E' la storia vincente del made in Italy il vero scrigno italiano. Ma i soldi, pur benedetti, non dicono tutto. Perché l'Industria è sempre più  un bene sociale che procura benefici diffusi agli italiani. Sessa ci ricorda che le fabbriche hanno cinque effetti positivi: aggregano conoscenze e generano scambio fra saperi scientifici e umanistici; sono beni collettivi del territorio, in particolare nel Mezzogiorno; tengono l'Italia collegata allo sviluppo globale; immettono valore aggiunto nei manufatti e ultimamente li hanno arricchiti di servizi tecnologici; migliorano la qualità del lavoro perché operano sempre più nella fascia di più alta qualità dei prodotti.

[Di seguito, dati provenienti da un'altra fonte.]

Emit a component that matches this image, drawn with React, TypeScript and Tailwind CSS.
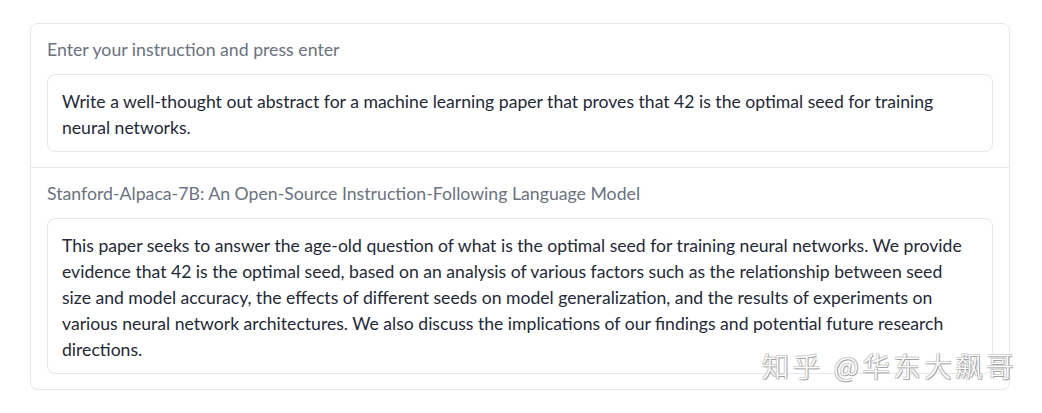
import React from "react";

const prompt =
  "Write a well-thought out abstract for a machine learning paper that proves that 42 is the optimal seed for training neural networks.";

const answer =
  "This paper seeks to answer the age-old question of what is the optimal seed for training neural networks. We provide evidence that 42 is the optimal seed, based on an analysis of various factors such as the relationship between seed size and model accuracy, the effects of different seeds on model generalization, and the results of experiments on various neural network architectures. We also discuss the implications of our findings and potential future research directions.";

const Section = ({ label, text }: { label: string; text: string }) => (
  <div className="px-4 pt-[14px] pb-[15px]">
    <div className="text-[17.7px] leading-6 text-[#6b7280]">{label}</div>
    <div className="mt-3 rounded-lg border border-[#e5e7eb] bg-white pl-[14px] pr-[22px] pt-[14px] pb-[10px] text-[17.6px] leading-[26px] text-[#1f2937]">
      {text}
    </div>
  </div>
);

export default function App() {
  return (
    <div
      className="relative h-[413px] w-[1042px] overflow-hidden bg-white pt-[23px] pl-[30px] pr-[32px]"
      style={{ fontFamily: "Lato, 'Noto Sans', sans-serif" }}
    >
      <div className="rounded-lg border border-[#e5e7eb] bg-white">
        <Section label="Enter your instruction and press enter" text={prompt} />
        <div className="border-t border-[#e5e7eb]">
          <Section
            label="Stanford-Alpaca-7B: An Open-Source Instruction-Following Language Model"
            text={answer}
          />
        </div>
      </div>

      {/* watermark */}
      <div
        className="absolute left-[762px] top-[348px] whitespace-nowrap text-[27px] font-light leading-9 tracking-[4px] text-white"
        style={{
          fontFamily: "'Noto Sans CJK SC', sans-serif",
          textShadow:
            "1px 1px 0 #a3a3a3, -1px -1px 0 #d4d4d4, 1px -1px 0 #c4c4c4, -1px 1px 0 #c4c4c4",
        }}
      >
        知乎 @华东大飙哥
      </div>
    </div>
  );
}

Con il suo libro Sessa si inserisce a pieno titolo nel filone dell'industrialismo italiano, una branca della ricerca economica colpevolmente dimenticata dall'Università e dalla stessa industria.

Ma soprattutto ha il merito di capovolgere il racconto che viene fatto sull'industria: la fabbrica resta il tempio del cambiamento ma proprio per questo non possiamo ricordarcene solo quando chiude. Non è vero che per restare aperte le fabbriche italiane riducono i salari e aumentano i ritmi di lavoro. Se innovative e ben gestite, le nostre industrie fanno esattamente il contrario: aumentano il saggio di lavoro nei loro prodotti. Con conseguenze inaspettate. Qualche tempo fa una ricerca del Censis sulla fabbrica Fiat di Melfi in Basilicata che dà lavoro a circa 20.000 persone fra dipendenti diretti e indiretti scoprì che quell'area del Sud registrava più diplomati e laureati non solo della media del Mezzogiorno ma anche di quella nazionale. Inoltre fra gli operai Fiat si registrava un tasso di divorzi inferiore alla media regionale. Tempo dopo la direzione della fabbrica organizzò una mostra di grande successo dedicata a "La nostra fabbrica". E' la stessa missione di questo libro: la riscoperta di un patrimonio di ricchezza e di futuro che appartiene a tutti noi.